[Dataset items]
- - - - - - -
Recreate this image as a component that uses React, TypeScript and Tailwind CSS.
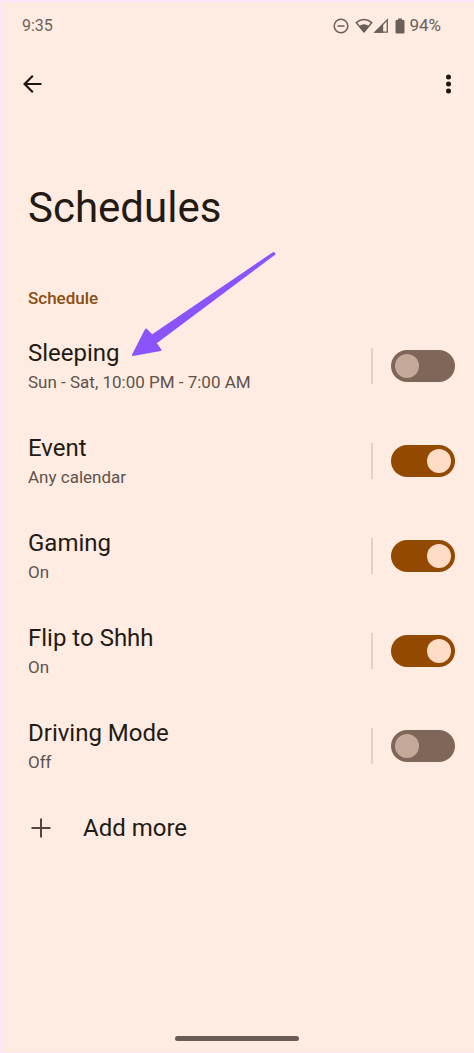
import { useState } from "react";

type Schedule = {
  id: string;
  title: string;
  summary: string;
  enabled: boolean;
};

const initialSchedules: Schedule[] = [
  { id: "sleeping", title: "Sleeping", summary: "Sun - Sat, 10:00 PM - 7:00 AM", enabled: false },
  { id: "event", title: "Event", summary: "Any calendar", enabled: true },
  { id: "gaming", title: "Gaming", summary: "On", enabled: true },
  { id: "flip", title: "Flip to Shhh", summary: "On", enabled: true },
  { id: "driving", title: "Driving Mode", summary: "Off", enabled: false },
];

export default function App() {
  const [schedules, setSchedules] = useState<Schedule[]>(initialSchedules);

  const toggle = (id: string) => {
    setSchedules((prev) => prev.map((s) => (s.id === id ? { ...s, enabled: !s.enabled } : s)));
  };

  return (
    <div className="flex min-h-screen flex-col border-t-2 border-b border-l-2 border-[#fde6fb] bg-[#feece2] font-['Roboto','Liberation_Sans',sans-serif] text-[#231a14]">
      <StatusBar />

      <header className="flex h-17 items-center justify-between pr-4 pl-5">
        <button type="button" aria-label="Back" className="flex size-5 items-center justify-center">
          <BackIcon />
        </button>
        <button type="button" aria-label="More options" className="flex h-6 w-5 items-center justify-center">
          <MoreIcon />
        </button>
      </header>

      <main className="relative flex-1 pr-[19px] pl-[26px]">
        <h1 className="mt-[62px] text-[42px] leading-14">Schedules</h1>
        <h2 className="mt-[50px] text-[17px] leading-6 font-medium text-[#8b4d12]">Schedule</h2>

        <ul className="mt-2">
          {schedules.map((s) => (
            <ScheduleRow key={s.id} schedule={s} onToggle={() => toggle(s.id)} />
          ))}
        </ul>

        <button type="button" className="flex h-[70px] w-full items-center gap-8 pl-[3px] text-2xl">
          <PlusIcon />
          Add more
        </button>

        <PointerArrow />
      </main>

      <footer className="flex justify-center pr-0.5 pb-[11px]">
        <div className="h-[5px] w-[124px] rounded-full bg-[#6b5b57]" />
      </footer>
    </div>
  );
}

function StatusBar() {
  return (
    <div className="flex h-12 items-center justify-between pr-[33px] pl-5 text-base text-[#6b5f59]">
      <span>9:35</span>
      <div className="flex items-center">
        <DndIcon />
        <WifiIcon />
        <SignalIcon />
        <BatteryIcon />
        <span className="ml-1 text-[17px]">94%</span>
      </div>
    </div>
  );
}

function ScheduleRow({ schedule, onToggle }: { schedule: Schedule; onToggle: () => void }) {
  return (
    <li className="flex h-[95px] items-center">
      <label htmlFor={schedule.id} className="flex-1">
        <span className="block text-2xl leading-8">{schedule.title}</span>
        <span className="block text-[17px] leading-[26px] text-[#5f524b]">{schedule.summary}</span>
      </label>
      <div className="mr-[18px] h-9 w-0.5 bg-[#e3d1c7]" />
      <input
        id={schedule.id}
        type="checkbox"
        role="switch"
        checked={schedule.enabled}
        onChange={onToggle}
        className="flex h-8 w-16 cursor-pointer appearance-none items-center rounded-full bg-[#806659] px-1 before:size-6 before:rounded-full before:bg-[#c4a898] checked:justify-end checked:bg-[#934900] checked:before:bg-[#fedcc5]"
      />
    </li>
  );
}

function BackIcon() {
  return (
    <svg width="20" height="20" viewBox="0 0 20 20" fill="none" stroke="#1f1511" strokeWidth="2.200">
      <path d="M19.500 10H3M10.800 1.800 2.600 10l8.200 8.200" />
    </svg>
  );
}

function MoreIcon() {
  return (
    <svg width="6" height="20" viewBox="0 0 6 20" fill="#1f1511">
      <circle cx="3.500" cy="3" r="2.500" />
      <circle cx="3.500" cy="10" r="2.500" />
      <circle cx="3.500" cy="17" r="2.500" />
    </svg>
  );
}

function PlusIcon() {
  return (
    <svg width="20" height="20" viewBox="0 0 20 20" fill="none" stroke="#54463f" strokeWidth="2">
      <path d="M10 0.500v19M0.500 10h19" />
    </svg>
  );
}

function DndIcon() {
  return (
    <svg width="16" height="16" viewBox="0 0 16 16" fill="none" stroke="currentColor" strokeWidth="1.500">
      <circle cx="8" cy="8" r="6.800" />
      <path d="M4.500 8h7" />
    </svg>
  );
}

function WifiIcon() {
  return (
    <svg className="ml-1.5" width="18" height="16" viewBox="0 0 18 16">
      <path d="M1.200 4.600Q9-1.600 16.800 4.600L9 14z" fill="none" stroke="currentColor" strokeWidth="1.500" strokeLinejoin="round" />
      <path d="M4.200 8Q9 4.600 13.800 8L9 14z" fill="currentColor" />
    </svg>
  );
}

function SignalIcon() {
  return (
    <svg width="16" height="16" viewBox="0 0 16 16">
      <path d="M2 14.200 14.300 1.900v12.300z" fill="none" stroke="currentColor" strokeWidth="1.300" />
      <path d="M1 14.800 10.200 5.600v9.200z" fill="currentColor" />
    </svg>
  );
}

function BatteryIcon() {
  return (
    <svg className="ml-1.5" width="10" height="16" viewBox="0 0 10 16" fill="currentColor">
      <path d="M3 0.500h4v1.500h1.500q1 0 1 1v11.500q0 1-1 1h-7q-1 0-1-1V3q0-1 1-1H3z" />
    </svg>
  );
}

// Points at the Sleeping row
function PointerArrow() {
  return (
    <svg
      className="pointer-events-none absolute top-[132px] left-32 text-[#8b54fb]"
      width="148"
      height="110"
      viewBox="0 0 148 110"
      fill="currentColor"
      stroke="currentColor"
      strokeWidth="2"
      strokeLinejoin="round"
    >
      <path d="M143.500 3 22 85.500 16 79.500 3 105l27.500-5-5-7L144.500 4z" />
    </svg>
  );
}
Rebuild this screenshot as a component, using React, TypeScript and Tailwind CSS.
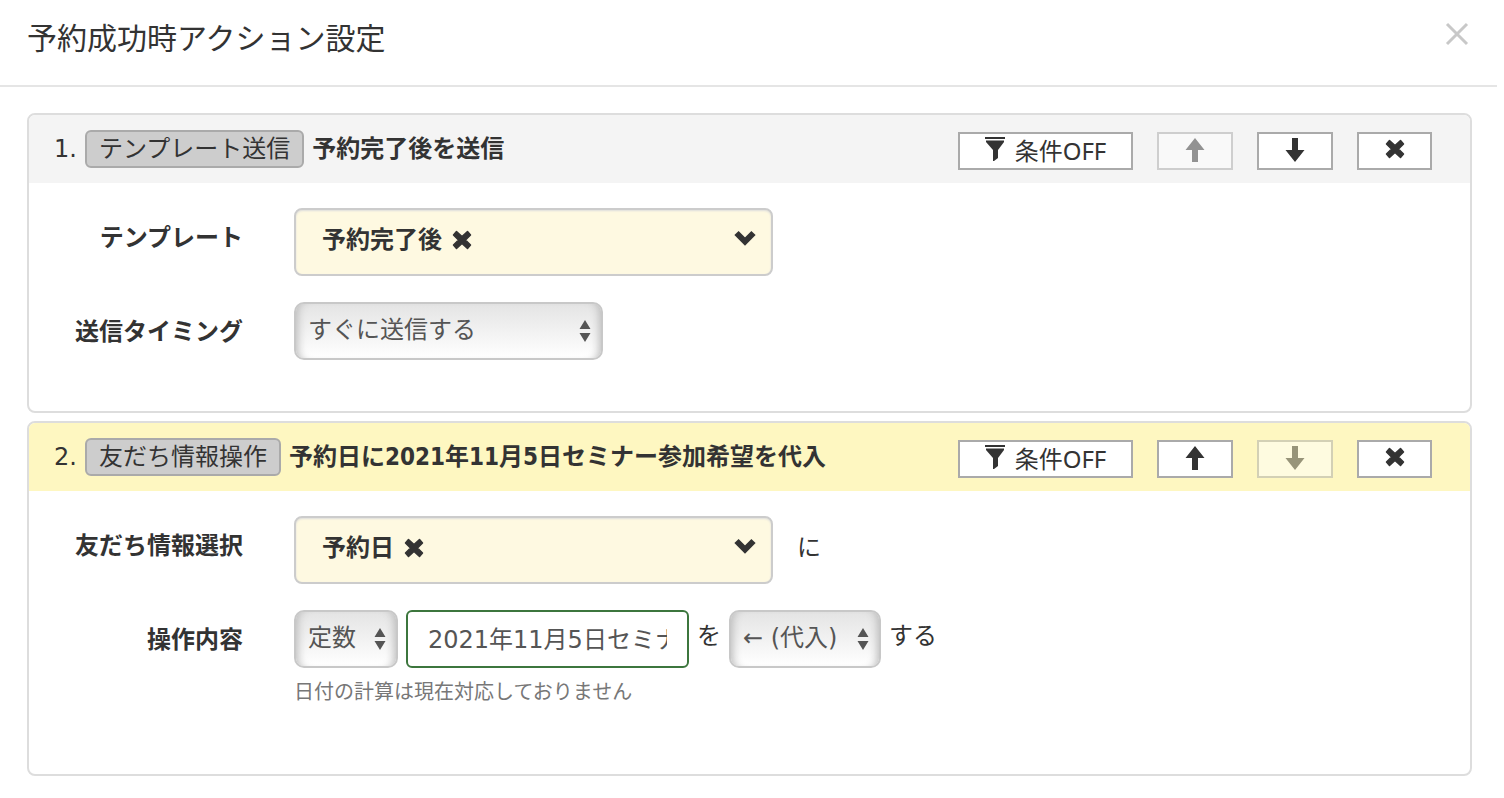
- - - - - - -
§ To do: Print the entries above exactly, taking out only the pictures.

§ Exercise output:
Recreate this image as a component that uses React, TypeScript and Tailwind CSS.
import { useState } from "react";

type Schedule = {
  id: string;
  title: string;
  summary: string;
  enabled: boolean;
};

const initialSchedules: Schedule[] = [
  { id: "sleeping", title: "Sleeping", summary: "Sun - Sat, 10:00 PM - 7:00 AM", enabled: false },
  { id: "event", title: "Event", summary: "Any calendar", enabled: true },
  { id: "gaming", title: "Gaming", summary: "On", enabled: true },
  { id: "flip", title: "Flip to Shhh", summary: "On", enabled: true },
  { id: "driving", title: "Driving Mode", summary: "Off", enabled: false },
];

export default function App() {
  const [schedules, setSchedules] = useState<Schedule[]>(initialSchedules);

  const toggle = (id: string) => {
    setSchedules((prev) => prev.map((s) => (s.id === id ? { ...s, enabled: !s.enabled } : s)));
  };

  return (
    <div className="flex min-h-screen flex-col border-t-2 border-b border-l-2 border-[#fde6fb] bg-[#feece2] font-['Roboto','Liberation_Sans',sans-serif] text-[#231a14]">
      <StatusBar />

      <header className="flex h-17 items-center justify-between pr-4 pl-5">
        <button type="button" aria-label="Back" className="flex size-5 items-center justify-center">
          <BackIcon />
        </button>
        <button type="button" aria-label="More options" className="flex h-6 w-5 items-center justify-center">
          <MoreIcon />
        </button>
      </header>

      <main className="relative flex-1 pr-[19px] pl-[26px]">
        <h1 className="mt-[62px] text-[42px] leading-14">Schedules</h1>
        <h2 className="mt-[50px] text-[17px] leading-6 font-medium text-[#8b4d12]">Schedule</h2>

        <ul className="mt-2">
          {schedules.map((s) => (
            <ScheduleRow key={s.id} schedule={s} onToggle={() => toggle(s.id)} />
          ))}
        </ul>

        <button type="button" className="flex h-[70px] w-full items-center gap-8 pl-[3px] text-2xl">
          <PlusIcon />
          Add more
        </button>

        <PointerArrow />
      </main>

      <footer className="flex justify-center pr-0.5 pb-[11px]">
        <div className="h-[5px] w-[124px] rounded-full bg-[#6b5b57]" />
      </footer>
    </div>
  );
}

function StatusBar() {
  return (
    <div className="flex h-12 items-center justify-between pr-[33px] pl-5 text-base text-[#6b5f59]">
      <span>9:35</span>
      <div className="flex items-center">
        <DndIcon />
        <WifiIcon />
        <SignalIcon />
        <BatteryIcon />
        <span className="ml-1 text-[17px]">94%</span>
      </div>
    </div>
  );
}

function ScheduleRow({ schedule, onToggle }: { schedule: Schedule; onToggle: () => void }) {
  return (
    <li className="flex h-[95px] items-center">
      <label htmlFor={schedule.id} className="flex-1">
        <span className="block text-2xl leading-8">{schedule.title}</span>
        <span className="block text-[17px] leading-[26px] text-[#5f524b]">{schedule.summary}</span>
      </label>
      <div className="mr-[18px] h-9 w-0.5 bg-[#e3d1c7]" />
      <input
        id={schedule.id}
        type="checkbox"
        role="switch"
        checked={schedule.enabled}
        onChange={onToggle}
        className="flex h-8 w-16 cursor-pointer appearance-none items-center rounded-full bg-[#806659] px-1 before:size-6 before:rounded-full before:bg-[#c4a898] checked:justify-end checked:bg-[#934900] checked:before:bg-[#fedcc5]"
      />
    </li>
  );
}

function BackIcon() {
  return (
    <svg width="20" height="20" viewBox="0 0 20 20" fill="none" stroke="#1f1511" strokeWidth="2.200">
      <path d="M19.500 10H3M10.800 1.800 2.600 10l8.200 8.200" />
    </svg>
  );
}

function MoreIcon() {
  return (
    <svg width="6" height="20" viewBox="0 0 6 20" fill="#1f1511">
      <circle cx="3.500" cy="3" r="2.500" />
      <circle cx="3.500" cy="10" r="2.500" />
      <circle cx="3.500" cy="17" r="2.500" />
    </svg>
  );
}

function PlusIcon() {
  return (
    <svg width="20" height="20" viewBox="0 0 20 20" fill="none" stroke="#54463f" strokeWidth="2">
      <path d="M10 0.500v19M0.500 10h19" />
    </svg>
  );
}

function DndIcon() {
  return (
    <svg width="16" height="16" viewBox="0 0 16 16" fill="none" stroke="currentColor" strokeWidth="1.500">
      <circle cx="8" cy="8" r="6.800" />
      <path d="M4.500 8h7" />
    </svg>
  );
}

function WifiIcon() {
  return (
    <svg className="ml-1.5" width="18" height="16" viewBox="0 0 18 16">
      <path d="M1.200 4.600Q9-1.600 16.800 4.600L9 14z" fill="none" stroke="currentColor" strokeWidth="1.500" strokeLinejoin="round" />
      <path d="M4.200 8Q9 4.600 13.800 8L9 14z" fill="currentColor" />
    </svg>
  );
}

function SignalIcon() {
  return (
    <svg width="16" height="16" viewBox="0 0 16 16">
      <path d="M2 14.200 14.300 1.900v12.300z" fill="none" stroke="currentColor" strokeWidth="1.300" />
      <path d="M1 14.800 10.200 5.600v9.200z" fill="currentColor" />
    </svg>
  );
}

function BatteryIcon() {
  return (
    <svg className="ml-1.5" width="10" height="16" viewBox="0 0 10 16" fill="currentColor">
      <path d="M3 0.500h4v1.500h1.500q1 0 1 1v11.500q0 1-1 1h-7q-1 0-1-1V3q0-1 1-1H3z" />
    </svg>
  );
}

// Points at the Sleeping row
function PointerArrow() {
  return (
    <svg
      className="pointer-events-none absolute top-[132px] left-32 text-[#8b54fb]"
      width="148"
      height="110"
      viewBox="0 0 148 110"
      fill="currentColor"
      stroke="currentColor"
      strokeWidth="2"
      strokeLinejoin="round"
    >
      <path d="M143.500 3 22 85.500 16 79.500 3 105l27.500-5-5-7L144.500 4z" />
    </svg>
  );
}
Rebuild this screenshot as a component, using React, TypeScript and Tailwind CSS.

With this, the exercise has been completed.